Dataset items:
========================================

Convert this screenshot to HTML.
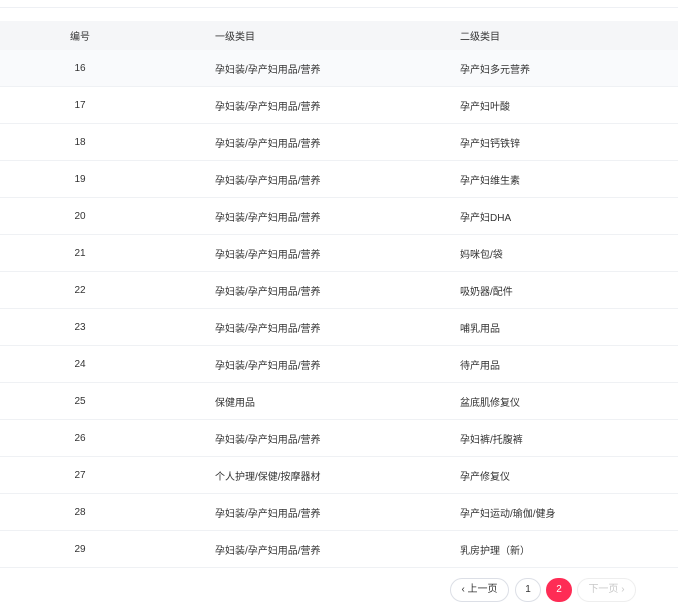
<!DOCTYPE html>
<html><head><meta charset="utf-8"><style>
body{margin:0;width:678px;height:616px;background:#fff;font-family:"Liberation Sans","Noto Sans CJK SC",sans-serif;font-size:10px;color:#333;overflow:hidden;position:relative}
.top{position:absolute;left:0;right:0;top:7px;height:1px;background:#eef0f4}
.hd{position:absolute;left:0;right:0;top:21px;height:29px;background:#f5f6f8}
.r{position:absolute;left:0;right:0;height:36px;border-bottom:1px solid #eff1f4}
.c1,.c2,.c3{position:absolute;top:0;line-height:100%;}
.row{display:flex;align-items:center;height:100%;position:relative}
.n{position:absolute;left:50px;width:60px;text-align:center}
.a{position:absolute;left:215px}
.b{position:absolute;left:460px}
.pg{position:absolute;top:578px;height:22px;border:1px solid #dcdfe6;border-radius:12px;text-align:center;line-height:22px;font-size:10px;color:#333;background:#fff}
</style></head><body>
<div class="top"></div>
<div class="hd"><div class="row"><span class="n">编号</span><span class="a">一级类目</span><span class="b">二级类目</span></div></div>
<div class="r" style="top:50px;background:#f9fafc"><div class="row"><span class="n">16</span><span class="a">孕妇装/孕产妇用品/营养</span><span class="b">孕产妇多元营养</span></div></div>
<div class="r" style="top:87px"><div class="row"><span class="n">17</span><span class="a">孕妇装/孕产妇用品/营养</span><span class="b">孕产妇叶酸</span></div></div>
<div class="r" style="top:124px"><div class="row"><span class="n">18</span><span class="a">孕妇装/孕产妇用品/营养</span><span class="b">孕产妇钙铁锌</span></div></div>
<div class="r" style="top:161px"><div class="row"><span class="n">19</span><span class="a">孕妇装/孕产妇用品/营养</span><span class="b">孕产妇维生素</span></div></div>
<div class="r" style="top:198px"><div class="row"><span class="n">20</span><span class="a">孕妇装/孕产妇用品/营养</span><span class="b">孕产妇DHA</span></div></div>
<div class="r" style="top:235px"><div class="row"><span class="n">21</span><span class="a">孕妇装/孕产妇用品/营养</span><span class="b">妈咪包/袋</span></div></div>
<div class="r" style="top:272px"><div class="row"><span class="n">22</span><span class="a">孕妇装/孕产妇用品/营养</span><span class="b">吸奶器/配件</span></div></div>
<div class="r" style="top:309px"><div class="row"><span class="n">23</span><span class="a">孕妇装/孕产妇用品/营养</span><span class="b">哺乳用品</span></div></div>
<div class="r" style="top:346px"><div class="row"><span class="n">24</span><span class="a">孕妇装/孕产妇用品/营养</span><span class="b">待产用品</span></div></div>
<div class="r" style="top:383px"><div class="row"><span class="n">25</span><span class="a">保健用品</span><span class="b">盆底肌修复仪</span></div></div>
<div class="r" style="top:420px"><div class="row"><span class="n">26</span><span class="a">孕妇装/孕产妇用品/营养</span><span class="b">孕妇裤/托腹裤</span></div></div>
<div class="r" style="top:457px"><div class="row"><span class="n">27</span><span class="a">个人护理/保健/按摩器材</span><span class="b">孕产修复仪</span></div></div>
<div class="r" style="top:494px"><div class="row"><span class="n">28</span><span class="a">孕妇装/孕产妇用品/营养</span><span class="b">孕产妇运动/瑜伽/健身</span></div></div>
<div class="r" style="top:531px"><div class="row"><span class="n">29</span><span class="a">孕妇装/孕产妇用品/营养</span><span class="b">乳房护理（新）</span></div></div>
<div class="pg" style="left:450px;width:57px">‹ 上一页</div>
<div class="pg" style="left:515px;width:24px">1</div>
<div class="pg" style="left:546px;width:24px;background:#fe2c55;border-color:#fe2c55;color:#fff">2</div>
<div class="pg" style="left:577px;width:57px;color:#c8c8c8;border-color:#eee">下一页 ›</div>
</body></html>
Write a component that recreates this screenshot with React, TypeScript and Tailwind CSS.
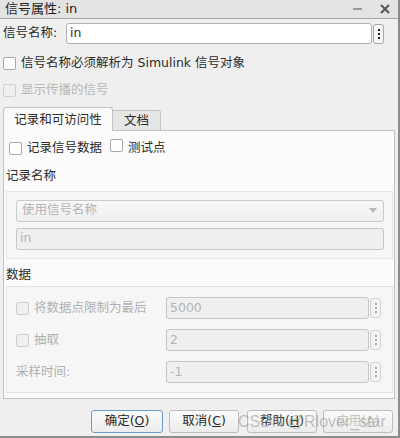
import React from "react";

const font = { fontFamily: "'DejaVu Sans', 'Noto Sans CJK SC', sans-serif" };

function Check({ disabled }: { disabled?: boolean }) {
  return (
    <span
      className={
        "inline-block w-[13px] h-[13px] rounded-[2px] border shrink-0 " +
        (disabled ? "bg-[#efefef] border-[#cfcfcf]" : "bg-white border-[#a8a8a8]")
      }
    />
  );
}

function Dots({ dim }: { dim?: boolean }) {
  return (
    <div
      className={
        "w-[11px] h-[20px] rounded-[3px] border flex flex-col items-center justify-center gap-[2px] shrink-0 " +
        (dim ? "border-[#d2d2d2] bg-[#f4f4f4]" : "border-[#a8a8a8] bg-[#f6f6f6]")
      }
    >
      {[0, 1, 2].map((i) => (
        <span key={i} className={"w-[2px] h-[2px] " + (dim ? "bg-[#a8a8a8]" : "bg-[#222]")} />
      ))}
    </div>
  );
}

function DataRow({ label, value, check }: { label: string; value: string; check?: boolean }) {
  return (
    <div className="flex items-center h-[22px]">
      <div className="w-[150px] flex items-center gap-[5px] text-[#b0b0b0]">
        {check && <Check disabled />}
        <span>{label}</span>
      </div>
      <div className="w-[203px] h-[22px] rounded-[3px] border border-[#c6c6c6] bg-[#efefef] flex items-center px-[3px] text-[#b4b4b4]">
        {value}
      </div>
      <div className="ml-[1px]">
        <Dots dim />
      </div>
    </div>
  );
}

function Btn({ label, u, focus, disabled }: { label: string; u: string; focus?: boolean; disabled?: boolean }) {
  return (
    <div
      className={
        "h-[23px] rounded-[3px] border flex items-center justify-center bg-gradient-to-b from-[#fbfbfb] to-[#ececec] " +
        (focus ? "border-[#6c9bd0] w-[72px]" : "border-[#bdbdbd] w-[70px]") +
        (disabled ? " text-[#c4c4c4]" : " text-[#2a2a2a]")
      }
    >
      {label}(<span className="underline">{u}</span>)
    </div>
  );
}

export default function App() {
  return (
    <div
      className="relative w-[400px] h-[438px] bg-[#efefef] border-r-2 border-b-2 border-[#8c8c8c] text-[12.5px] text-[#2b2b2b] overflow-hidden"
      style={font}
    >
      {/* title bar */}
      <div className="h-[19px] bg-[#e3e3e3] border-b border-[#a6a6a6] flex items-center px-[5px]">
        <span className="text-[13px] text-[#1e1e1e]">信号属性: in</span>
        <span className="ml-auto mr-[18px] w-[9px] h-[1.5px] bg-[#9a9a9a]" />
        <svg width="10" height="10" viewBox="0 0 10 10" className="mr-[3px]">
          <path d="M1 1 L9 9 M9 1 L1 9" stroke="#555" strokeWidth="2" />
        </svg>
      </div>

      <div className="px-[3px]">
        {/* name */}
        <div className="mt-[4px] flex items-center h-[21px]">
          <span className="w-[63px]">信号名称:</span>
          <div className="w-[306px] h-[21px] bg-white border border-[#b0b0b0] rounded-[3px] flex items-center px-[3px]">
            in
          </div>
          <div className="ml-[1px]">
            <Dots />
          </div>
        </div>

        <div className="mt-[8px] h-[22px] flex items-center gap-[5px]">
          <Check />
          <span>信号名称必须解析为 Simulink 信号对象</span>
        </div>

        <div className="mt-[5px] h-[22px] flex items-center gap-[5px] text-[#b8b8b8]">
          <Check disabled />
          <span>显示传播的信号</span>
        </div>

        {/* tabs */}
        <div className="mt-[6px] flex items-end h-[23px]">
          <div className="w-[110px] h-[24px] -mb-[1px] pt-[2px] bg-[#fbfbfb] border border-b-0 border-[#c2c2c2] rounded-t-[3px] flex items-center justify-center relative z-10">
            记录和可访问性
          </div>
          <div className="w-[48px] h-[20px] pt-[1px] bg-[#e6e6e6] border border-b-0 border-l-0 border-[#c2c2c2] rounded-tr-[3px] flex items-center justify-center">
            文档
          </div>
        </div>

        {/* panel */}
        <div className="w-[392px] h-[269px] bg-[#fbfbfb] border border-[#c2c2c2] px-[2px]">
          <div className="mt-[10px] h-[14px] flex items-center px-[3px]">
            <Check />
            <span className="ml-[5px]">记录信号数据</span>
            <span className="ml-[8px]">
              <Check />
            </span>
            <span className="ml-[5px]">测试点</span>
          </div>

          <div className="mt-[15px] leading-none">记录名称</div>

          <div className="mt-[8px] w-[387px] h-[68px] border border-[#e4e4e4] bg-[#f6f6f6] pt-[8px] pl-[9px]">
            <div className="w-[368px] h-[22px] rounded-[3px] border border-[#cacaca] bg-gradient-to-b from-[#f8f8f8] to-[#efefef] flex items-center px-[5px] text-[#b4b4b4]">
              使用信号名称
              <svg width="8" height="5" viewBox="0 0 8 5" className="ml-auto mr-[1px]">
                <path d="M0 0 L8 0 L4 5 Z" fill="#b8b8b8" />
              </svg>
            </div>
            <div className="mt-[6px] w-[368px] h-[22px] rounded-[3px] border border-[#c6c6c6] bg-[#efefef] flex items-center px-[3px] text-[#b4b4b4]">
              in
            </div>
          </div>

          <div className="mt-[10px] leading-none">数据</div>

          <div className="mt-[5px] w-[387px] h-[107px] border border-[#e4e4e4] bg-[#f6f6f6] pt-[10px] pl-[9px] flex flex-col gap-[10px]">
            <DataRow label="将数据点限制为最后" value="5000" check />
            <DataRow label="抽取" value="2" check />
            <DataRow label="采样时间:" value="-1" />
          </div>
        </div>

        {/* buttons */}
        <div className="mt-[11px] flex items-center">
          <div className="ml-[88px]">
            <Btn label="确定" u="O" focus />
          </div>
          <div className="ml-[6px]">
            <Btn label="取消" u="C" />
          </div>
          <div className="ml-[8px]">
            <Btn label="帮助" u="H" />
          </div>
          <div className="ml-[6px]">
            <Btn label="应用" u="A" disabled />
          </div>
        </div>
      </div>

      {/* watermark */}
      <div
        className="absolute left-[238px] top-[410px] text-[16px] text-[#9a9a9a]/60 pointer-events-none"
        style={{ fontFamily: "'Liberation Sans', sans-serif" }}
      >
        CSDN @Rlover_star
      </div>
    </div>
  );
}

========================================

◆ **Required work**
Give again the lines from "Write a component" to "Sans', 'Noto Sans" exactly, both of those lines included, and do not include any pictures.

◆ **Answer to the exercise**
Write a component that recreates this screenshot with React, TypeScript and Tailwind CSS.
import React from "react";

const font = { fontFamily: "'DejaVu Sans', 'Noto Sans CJK SC', sans-serif" };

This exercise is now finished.